# Problem details
Transcribe the full listing exactly, and drop every picture.
## Begin
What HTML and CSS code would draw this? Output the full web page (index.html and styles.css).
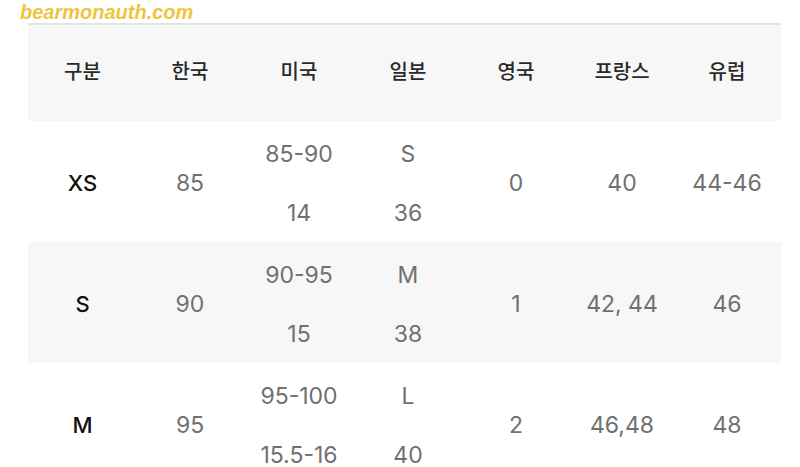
FILE: index.html
```html
<!DOCTYPE html>
<html lang="ko">
<head>
<meta charset="utf-8">
<link rel="stylesheet" href="styles.css">
</head>
<body>
<div class="mark">bearmonauth.com</div>
<div class="table">
  <div class="row head">
    <div class="cell">구분</div>
    <div class="cell">한국</div>
    <div class="cell">미국</div>
    <div class="cell">일본</div>
    <div class="cell">영국</div>
    <div class="cell">프랑스</div>
    <div class="cell">유럽</div>
  </div>
  <div class="row">
    <div class="cell size">XS</div>
    <div class="cell">85</div>
    <div class="cell stack"><span>85-90</span><span>14</span></div>
    <div class="cell stack"><span>S</span><span>36</span></div>
    <div class="cell">0</div>
    <div class="cell">40</div>
    <div class="cell">44-46</div>
  </div>
  <div class="row alt">
    <div class="cell size">S</div>
    <div class="cell">90</div>
    <div class="cell stack"><span>90-95</span><span>15</span></div>
    <div class="cell stack"><span>M</span><span>38</span></div>
    <div class="cell">1</div>
    <div class="cell">42, 44</div>
    <div class="cell">46</div>
  </div>
  <div class="row">
    <div class="cell size">M</div>
    <div class="cell">95</div>
    <div class="cell stack"><span>95-100</span><span>15.5-16</span></div>
    <div class="cell stack"><span>L</span><span>40</span></div>
    <div class="cell">2</div>
    <div class="cell">46,48</div>
    <div class="cell">48</div>
  </div>
</div>
</body>
</html>
```
FILE: styles.css
```css
html, body {
  margin: 0;
  padding: 0;
  background: #fff;
  overflow: hidden;
}
body {
  width: 800px;
  height: 467px;
  font-family: "Inter", "Noto Sans CJK KR", sans-serif;
}
.mark {
  height: 23px;
  padding-left: 20px;
  font-family: "Liberation Sans", Arial, sans-serif;
  font-weight: bold;
  font-style: italic;
  font-size: 20px;
  line-height: 25px;
  color: #f1c43e;
}
.table {
  margin: 0 19px 0 28px;
  border-top: 2px solid #e3e3e3;
}
.row {
  display: grid;
  grid-template-columns: 109px 106px 112px 106px 110px 102px 108px;
  height: 118px;
  padding-top: 3px;
  color: #707070;
  font-size: 23px;
  font-weight: 400;
}
.row.head {
  height: 90px;
  padding-top: 0;
  padding-bottom: 6px;
  background: #f7f7f7;
  color: #2a2a2a;
  font-family: "Noto Sans CJK KR", sans-serif;
  font-size: 20px;
  font-weight: 500;
}
.row.alt {
  background: #f7f7f7;
}
.cell {
  display: flex;
  align-items: center;
  justify-content: center;
}
.cell.size {
  color: #111;
  font-weight: 500;
  font-size: 22px;
}
.cell.stack {
  flex-direction: column;
  justify-content: space-around;
}
.cell.stack span {
  display: flex;
  align-items: center;
  height: 59px;
}
```
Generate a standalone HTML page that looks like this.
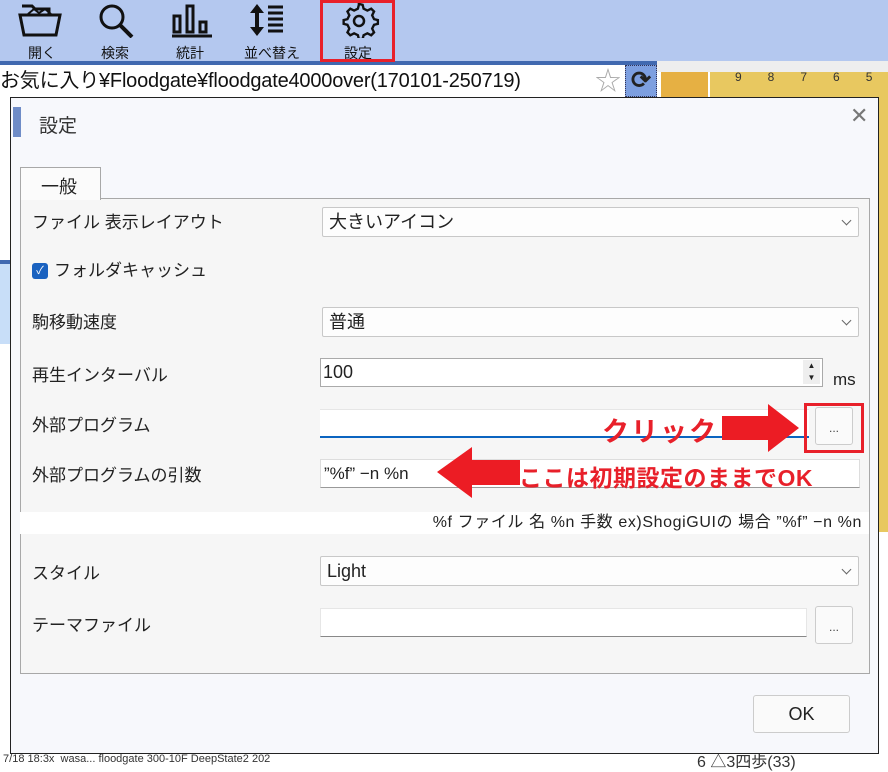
## End
# Output of the task
What HTML and CSS code would draw this? Output the full web page (index.html and styles.css).
FILE: index.html
```html
<!DOCTYPE html>
<html lang="ko">
<head>
<meta charset="utf-8">
<link rel="stylesheet" href="styles.css">
</head>
<body>
<div class="mark">bearmonauth.com</div>
<div class="table">
  <div class="row head">
    <div class="cell">구분</div>
    <div class="cell">한국</div>
    <div class="cell">미국</div>
    <div class="cell">일본</div>
    <div class="cell">영국</div>
    <div class="cell">프랑스</div>
    <div class="cell">유럽</div>
  </div>
  <div class="row">
    <div class="cell size">XS</div>
    <div class="cell">85</div>
    <div class="cell stack"><span>85-90</span><span>14</span></div>
    <div class="cell stack"><span>S</span><span>36</span></div>
    <div class="cell">0</div>
    <div class="cell">40</div>
    <div class="cell">44-46</div>
  </div>
  <div class="row alt">
    <div class="cell size">S</div>
    <div class="cell">90</div>
    <div class="cell stack"><span>90-95</span><span>15</span></div>
    <div class="cell stack"><span>M</span><span>38</span></div>
    <div class="cell">1</div>
    <div class="cell">42, 44</div>
    <div class="cell">46</div>
  </div>
  <div class="row">
    <div class="cell size">M</div>
    <div class="cell">95</div>
    <div class="cell stack"><span>95-100</span><span>15.5-16</span></div>
    <div class="cell stack"><span>L</span><span>40</span></div>
    <div class="cell">2</div>
    <div class="cell">46,48</div>
    <div class="cell">48</div>
  </div>
</div>
</body>
</html>
```
FILE: styles.css
```css
html, body {
  margin: 0;
  padding: 0;
  background: #fff;
  overflow: hidden;
}
body {
  width: 800px;
  height: 467px;
  font-family: "Inter", "Noto Sans CJK KR", sans-serif;
}
.mark {
  height: 23px;
  padding-left: 20px;
  font-family: "Liberation Sans", Arial, sans-serif;
  font-weight: bold;
  font-style: italic;
  font-size: 20px;
  line-height: 25px;
  color: #f1c43e;
}
.table {
  margin: 0 19px 0 28px;
  border-top: 2px solid #e3e3e3;
}
.row {
  display: grid;
  grid-template-columns: 109px 106px 112px 106px 110px 102px 108px;
  height: 118px;
  padding-top: 3px;
  color: #707070;
  font-size: 23px;
  font-weight: 400;
}
.row.head {
  height: 90px;
  padding-top: 0;
  padding-bottom: 6px;
  background: #f7f7f7;
  color: #2a2a2a;
  font-family: "Noto Sans CJK KR", sans-serif;
  font-size: 20px;
  font-weight: 500;
}
.row.alt {
  background: #f7f7f7;
}
.cell {
  display: flex;
  align-items: center;
  justify-content: center;
}
.cell.size {
  color: #111;
  font-weight: 500;
  font-size: 22px;
}
.cell.stack {
  flex-direction: column;
  justify-content: space-around;
}
.cell.stack span {
  display: flex;
  align-items: center;
  height: 59px;
}
```
Generate a standalone HTML page that looks like this.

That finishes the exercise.